• **What you should do**
List each line holding the string "screenshot".

• **Input**
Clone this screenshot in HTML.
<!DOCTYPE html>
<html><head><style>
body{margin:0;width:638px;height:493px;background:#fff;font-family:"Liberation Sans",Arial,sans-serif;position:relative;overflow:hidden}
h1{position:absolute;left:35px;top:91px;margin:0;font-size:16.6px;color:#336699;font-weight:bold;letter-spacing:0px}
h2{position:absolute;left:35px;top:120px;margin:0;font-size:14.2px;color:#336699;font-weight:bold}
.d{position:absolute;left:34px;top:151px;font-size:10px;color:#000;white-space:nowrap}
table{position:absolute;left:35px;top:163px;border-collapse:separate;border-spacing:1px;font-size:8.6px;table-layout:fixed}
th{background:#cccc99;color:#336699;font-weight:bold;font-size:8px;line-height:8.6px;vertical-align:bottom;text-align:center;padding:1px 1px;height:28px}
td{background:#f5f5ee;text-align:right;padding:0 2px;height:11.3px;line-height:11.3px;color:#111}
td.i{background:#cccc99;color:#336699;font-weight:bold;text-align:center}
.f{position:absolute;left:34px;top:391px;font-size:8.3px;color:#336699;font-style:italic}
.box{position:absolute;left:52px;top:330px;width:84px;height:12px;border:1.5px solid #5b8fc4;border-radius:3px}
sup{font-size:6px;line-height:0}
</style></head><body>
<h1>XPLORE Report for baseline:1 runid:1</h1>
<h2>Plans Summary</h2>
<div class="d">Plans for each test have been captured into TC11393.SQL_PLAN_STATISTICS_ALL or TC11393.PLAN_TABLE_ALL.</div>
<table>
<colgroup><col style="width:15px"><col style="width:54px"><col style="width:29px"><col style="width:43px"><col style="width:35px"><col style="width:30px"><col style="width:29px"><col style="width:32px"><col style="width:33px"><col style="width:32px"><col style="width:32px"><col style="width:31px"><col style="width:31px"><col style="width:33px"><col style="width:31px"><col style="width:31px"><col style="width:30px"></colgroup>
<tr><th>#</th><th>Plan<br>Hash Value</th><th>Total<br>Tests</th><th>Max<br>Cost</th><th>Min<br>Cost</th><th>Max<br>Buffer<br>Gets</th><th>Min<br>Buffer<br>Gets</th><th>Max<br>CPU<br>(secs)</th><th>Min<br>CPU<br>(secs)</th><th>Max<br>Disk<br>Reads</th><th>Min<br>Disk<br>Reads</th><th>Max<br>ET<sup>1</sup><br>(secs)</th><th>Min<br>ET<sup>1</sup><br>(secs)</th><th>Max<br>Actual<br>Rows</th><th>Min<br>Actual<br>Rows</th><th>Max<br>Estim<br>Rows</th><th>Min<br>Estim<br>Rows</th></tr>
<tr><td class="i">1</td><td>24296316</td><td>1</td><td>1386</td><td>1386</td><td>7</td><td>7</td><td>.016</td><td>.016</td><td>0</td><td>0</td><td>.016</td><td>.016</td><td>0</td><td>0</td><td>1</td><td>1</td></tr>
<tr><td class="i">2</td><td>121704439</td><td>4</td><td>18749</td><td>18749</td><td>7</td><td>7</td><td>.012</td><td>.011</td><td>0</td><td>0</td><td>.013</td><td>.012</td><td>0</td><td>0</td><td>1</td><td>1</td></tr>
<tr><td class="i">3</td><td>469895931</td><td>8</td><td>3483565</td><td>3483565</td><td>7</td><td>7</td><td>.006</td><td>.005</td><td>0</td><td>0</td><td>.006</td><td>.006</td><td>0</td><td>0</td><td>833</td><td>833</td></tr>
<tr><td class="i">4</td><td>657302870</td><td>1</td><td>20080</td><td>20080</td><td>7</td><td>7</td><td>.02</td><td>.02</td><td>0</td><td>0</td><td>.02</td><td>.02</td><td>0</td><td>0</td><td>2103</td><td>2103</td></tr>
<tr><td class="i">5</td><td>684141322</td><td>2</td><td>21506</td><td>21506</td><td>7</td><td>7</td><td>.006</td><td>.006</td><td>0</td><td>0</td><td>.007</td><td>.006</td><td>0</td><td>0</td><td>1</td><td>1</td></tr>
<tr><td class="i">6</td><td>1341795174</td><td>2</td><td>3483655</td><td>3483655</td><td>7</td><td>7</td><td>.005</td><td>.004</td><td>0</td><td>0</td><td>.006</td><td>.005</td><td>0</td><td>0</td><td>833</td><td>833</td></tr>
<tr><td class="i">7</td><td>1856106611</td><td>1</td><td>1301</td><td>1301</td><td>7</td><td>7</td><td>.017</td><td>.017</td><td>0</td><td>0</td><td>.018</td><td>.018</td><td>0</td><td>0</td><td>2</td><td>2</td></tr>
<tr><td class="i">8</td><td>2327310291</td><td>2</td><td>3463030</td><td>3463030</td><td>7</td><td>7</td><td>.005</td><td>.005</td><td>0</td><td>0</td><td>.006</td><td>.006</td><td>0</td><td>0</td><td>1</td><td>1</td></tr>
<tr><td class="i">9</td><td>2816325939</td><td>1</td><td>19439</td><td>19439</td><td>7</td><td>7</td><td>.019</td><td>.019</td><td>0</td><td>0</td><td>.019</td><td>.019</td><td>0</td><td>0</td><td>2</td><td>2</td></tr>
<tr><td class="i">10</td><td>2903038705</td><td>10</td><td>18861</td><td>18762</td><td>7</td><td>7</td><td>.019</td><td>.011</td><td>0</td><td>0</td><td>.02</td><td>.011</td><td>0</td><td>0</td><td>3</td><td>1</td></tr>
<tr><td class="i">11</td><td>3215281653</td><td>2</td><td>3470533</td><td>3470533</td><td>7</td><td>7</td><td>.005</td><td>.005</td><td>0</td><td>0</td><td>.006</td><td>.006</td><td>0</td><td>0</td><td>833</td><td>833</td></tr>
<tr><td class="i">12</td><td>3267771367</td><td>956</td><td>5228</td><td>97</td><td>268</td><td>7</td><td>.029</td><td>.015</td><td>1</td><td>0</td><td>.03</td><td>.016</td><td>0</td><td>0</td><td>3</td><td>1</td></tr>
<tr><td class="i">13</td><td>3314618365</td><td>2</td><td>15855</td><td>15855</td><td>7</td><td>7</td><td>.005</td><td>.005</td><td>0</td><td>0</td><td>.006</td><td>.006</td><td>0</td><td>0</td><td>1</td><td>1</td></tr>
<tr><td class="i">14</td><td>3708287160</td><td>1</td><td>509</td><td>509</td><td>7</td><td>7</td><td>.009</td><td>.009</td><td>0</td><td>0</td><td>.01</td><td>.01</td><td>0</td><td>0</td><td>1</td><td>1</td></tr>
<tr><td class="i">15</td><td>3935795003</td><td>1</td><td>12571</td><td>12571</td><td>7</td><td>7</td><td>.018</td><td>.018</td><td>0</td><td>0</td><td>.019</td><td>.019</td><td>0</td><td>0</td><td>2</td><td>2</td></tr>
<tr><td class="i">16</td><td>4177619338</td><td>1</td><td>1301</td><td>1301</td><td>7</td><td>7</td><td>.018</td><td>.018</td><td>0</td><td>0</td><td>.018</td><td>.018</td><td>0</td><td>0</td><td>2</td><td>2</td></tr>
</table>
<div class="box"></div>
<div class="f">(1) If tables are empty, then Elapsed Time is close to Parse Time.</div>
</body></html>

--

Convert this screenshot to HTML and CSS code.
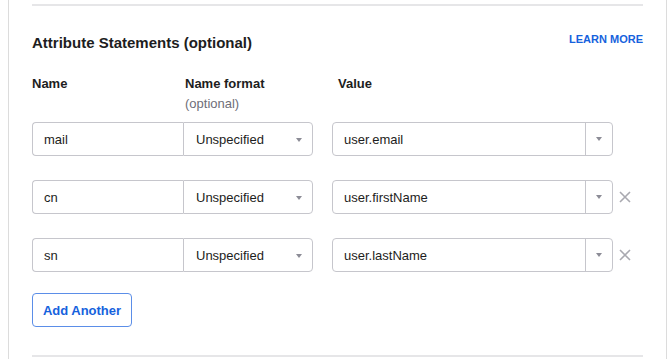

• **Exercise answer**
Clone this screenshot in HTML.
Convert this screenshot to HTML and CSS code.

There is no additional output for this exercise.